_Task directions_. Tell how many lines carry the word "styles"; the reply is the number and nothing else.
★ ★ ★ ★ ★
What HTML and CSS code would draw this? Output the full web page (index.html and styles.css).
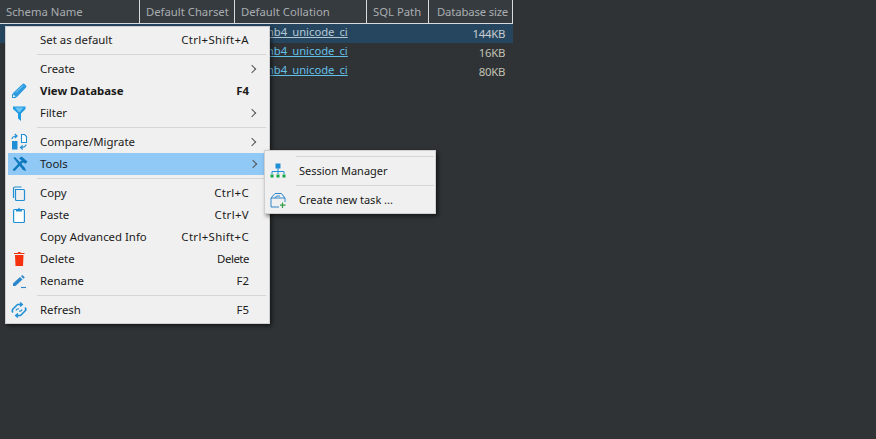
FILE: index.html
```html
<!DOCTYPE html>
<html lang="en">
<head>
<meta charset="utf-8">
<title>Schemas</title>
<link rel="stylesheet" href="styles.css">
</head>
<body>
<div class="grid">
  <div class="cell head">Schema Name</div>
  <div class="cell head">Default Charset</div>
  <div class="cell head">Default Collation</div>
  <div class="cell head">SQL Path</div>
  <div class="cell head last">Database size</div>

  <div class="row selected">
    <div class="cell"></div><div class="cell"></div>
    <div class="cell link">utf8mb4_unicode_ci</div><div class="cell"></div>
    <div class="cell size">144KB</div>
  </div>
  <div class="row">
    <div class="cell"></div><div class="cell"></div>
    <div class="cell link">utf8mb4_unicode_ci</div><div class="cell"></div>
    <div class="cell size">16KB</div>
  </div>
  <div class="row">
    <div class="cell"></div><div class="cell"></div>
    <div class="cell link">utf8mb4_unicode_ci</div><div class="cell"></div>
    <div class="cell size">80KB</div>
  </div>
</div>

<div class="menu main-menu">
  <div class="item"><span class="ico"></span><span class="label">Set as default</span><span class="key chord">Ctrl+Shift+A</span></div>
  <div class="sep"></div>
  <div class="item sub"><span class="ico"></span><span class="label">Create</span></div>
  <div class="item bold"><span class="ico">
    <svg viewBox="0 0 18 18" width="18" height="18"><path d="M2 16v-4L12.500 2a1.500 1.500 0 0 1 2.100 0l1.400 1.400a1.500 1.500 0 0 1 0 2.100L6 16z" fill="#2c9be0"/><path d="M2.500 11.500L6.500 15.500" stroke="#fff" stroke-width="1"/><path d="M2.500 12.800h2.700v2.700H2.500z" fill="#fff" stroke="#1f8fd6" stroke-width="1"/><path d="M6 10.500L13 3.500" stroke="#8fd0f5" stroke-width="1"/></svg>
  </span><span class="label">View Database</span><span class="key">F4</span></div>
  <div class="item sub"><span class="ico">
    <svg viewBox="0 0 18 18" width="18" height="18"><path d="M3 2.500h12.500V5L11 9.500V17L8 14.500V9.500L3 5z" fill="#1f9be4"/><path d="M5 3.500h8.500L10 8H8.500z" fill="#6cc4f4"/></svg>
  </span><span class="label">Filter</span></div>
  <div class="sep"></div>
  <div class="item sub"><span class="ico">
    <svg viewBox="0 0 18 18" width="18" height="18"><path d="M11.500 1.500h3l2 2v6h-5z" fill="#fff" stroke="#1f8fd6" stroke-width="1.100"/><path d="M2 8h5.500v8.500H2z" fill="#1f8fd6"/><path d="M2 6c.3-2 1.800-3 4.500-3M4.800 1l2.200 2-2.200 2" fill="none" stroke="#1f8fd6" stroke-width="1.200"/><path d="M16 11.500c-.3 2-1.800 3-5 3M12.700 12.500L10.500 14.500l2.200 2" fill="none" stroke="#1f8fd6" stroke-width="1.200"/></svg>
  </span><span class="label">Compare/Migrate</span></div>
  <div class="item sub active"><span class="ico">
    <svg viewBox="0 0 18 18" width="18" height="18"><path d="M3.500 3l1.500-1 10 11 1 3-3-1z" fill="#0d78bd"/><path d="M3.500 15.500L12.500 6" stroke="#0d78bd" stroke-width="2.400"/><path d="M9 3.500l2.500-2 6 5-1.800 2.200-2.700-1.200-1-2z" fill="#0d78bd"/></svg>
  </span><span class="label">Tools</span></div>
  <div class="sep"></div>
  <div class="item"><span class="ico">
    <svg viewBox="0 0 18 18" width="18" height="18" fill="none" stroke="#1f8fd6" stroke-width="1.200"><path d="M5.500 5.500h8a1 1 0 0 1 1 1v9a1 1 0 0 1-1 1h-7a1 1 0 0 1-1-1z"/><path d="M11.500 3H5a1.500 1.500 0 0 0-1.500 1.500V14"/></svg>
  </span><span class="label">Copy</span><span class="key chord">Ctrl+C</span></div>
  <div class="item"><span class="ico">
    <svg viewBox="0 0 18 18" width="18" height="18"><rect x="3.600" y="3.500" width="10.800" height="13" rx="1" fill="#fff" stroke="#1f8fd6" stroke-width="1.200"/><path d="M6 5.500V3h2l1-1.500L10 3h2v2.500z" fill="#1f8fd6"/></svg>
  </span><span class="label">Paste</span><span class="key chord">Ctrl+V</span></div>
  <div class="item"><span class="ico"></span><span class="label">Copy Advanced Info</span><span class="key chord">Ctrl+Shift+C</span></div>
  <div class="item"><span class="ico">
    <svg viewBox="0 0 18 18" width="18" height="18"><path d="M5 5h8.500L13 16H5.500z" fill="#f5310e"/><path d="M4 3h4V2h2.500v1h4v1H4z" fill="#f5310e"/></svg>
  </span><span class="label">Delete</span><span class="key word">Delete</span></div>
  <div class="item"><span class="ico">
    <svg viewBox="0 0 18 18" width="18" height="18"><path d="M3 14v-2.500l7-6.500 2.500 2.500L5.500 14z" fill="#2c86cc"/><path d="M11 4.200l1.300-1.200 2.500 2.500-1.300 1.300z" fill="#2c86cc"/><path d="M11 15.500h5" stroke="#2c86cc" stroke-width="1.100"/></svg>
  </span><span class="label">Rename</span><span class="key">F2</span></div>
  <div class="sep"></div>
  <div class="item"><span class="ico">
    <svg viewBox="0 0 18 18" width="18" height="18" fill="none" stroke="#1f8fd6" stroke-width="1.600"><path d="M3 11.500c-1-1-1-2.500 0-3.500l4.500-4.500h4"/><path d="M15 6.500c1 1 1 2.500 0 3.500l-4.500 4.500h-4"/><path d="M10 1.500l2.200 2-2.200 2M8 12.500l-2.200 2 2.200 2"/><path d="M6 9.500c.5-1.500 2-2 3-1.500M12 8.500c-.5 1.500-2 2-3 1.500" stroke-width="1.200"/></svg>
  </span><span class="label">Refresh</span><span class="key">F5</span></div>
</div>

<div class="menu sub-menu">
  <div class="sep"></div>
  <div class="item"><span class="ico">
    <svg viewBox="0 0 18 18" width="18" height="18"><rect x="6.500" y="1.500" width="5" height="5" fill="#1f8fd6"/><path d="M9 6v3M3 12V9.500h12V12M9 9v3" fill="none" stroke="#1f8fd6" stroke-width="1"/><path d="M1.500 12.500H4.500V15.500H1.500zM7.500 12.500H10.500V15.500H7.500zM13.500 12.500H16.500V15.500H13.500z" fill="#12a84a"/></svg>
  </span><span class="label">Session Manager</span></div>
  <div class="sep"></div>
  <div class="item"><span class="ico">
    <svg viewBox="0 0 18 18" width="18" height="18"><path d="M2 7L6 2.500h6.500L16 7v4M2 7v9h8M2 7h14M6 7l1.500-2H11" fill="none" stroke="#2c86cc" stroke-width="1"/><path d="M13.500 11.500v5.500M11 14.200h5.500" stroke="#2f9e44" stroke-width="1.200"/></svg>
  </span><span class="label">Create new task ...</span></div>
</div>
</body>
</html>
```

FILE: styles.css
```css
html, body {
  margin: 0;
  height: 100%;
  background: #2f3336;
  overflow: hidden;
}
body {
  font-family: "Noto Sans", "Open Sans", sans-serif;
  font-size: 11.4px;
  color: #1a1a1a;
}
.grid {
  display: grid;
  grid-template-columns: 140px 95px 132px 62px 84px;
  width: 513px;
}
.row {
  display: contents;
}
.cell {
  height: 19px;
  line-height: 19px;
  padding: 0 7px;
  box-sizing: border-box;
  color: #b9bdc0;
  white-space: nowrap;
  overflow: hidden;
}
.head {
  height: 24px;
  line-height: 24px;
  padding: 0 4px 0 6px;
  background: #363b3f;
  border-right: 1px solid #d8dadb;
  border-bottom: 1px solid #d8dadb;
  color: #a9adb0;
  font-size: 11.3px;
}
.head.last {
  padding-left: 8px;
  letter-spacing: -.15px;
}
.selected .cell {
  background: #264660;
  color: #c8cccf;
}
.link {
  padding-left: 7px;
  line-height: 16px;
  font-size: 11.25px;
  color: #62bfe8;
  text-decoration: underline;
}
.selected .link {
  color: #b3c6d4;
}
.size {
  text-align: right;
  padding-right: 8px;
  letter-spacing: -.3px;
  color: #c2c2b4;
}
.menu {
  position: absolute;
  box-sizing: border-box;
  background: #f0f0f0;
  border: 1px solid #cfcfcf;
  box-shadow: 2px 2px 4px rgba(0, 0, 0, .55);
}
.main-menu {
  left: 5px;
  top: 26px;
  width: 265px;
  padding: 2px;
}
.sub-menu {
  left: 264px;
  top: 150px;
  width: 172px;
  height: 64px;
  padding: 2px 1px 1px 3px;
  font-size: 11px;
}
.item {
  display: flex;
  align-items: center;
  height: 22px;
  position: relative;
  color: #1a1a1a;
}
.ico {
  flex: 0 0 34px;
  display: flex;
  justify-content: center;
  margin-left: -2px;
  padding-right: 8px;
  box-sizing: border-box;
}
.label {
  flex: 1;
  margin-bottom: 2px;
  white-space: nowrap;
}
.key {
  margin-right: 18px;
  margin-bottom: 2px;
  white-space: nowrap;
}
.chord {
  letter-spacing: .35px;
}
.word {
  letter-spacing: -.45px;
}
.bold {
  font-weight: 700;
}
.sub::after {
  content: "";
  position: absolute;
  right: 12px;
  top: 8px;
  width: 5px;
  height: 5px;
  border-top: 1px solid #555;
  border-right: 1px solid #555;
  transform: rotate(45deg);
}
.active {
  background: #90c8f6;
  margin-right: -1px;
}
.sep {
  height: 1px;
  margin: 3px 1px 3px 29px;
  background: #d6d6d6;
}
.sub-menu .item .ico {
  flex-basis: 31px;
  margin-left: 0;
  padding-right: 12px;
  padding-left: 0;
}
.sub-menu .sep {
  margin-left: 28px;
  margin-right: 0;
}
```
★ ★ ★ ★ ★
_Result of the exercise_. 3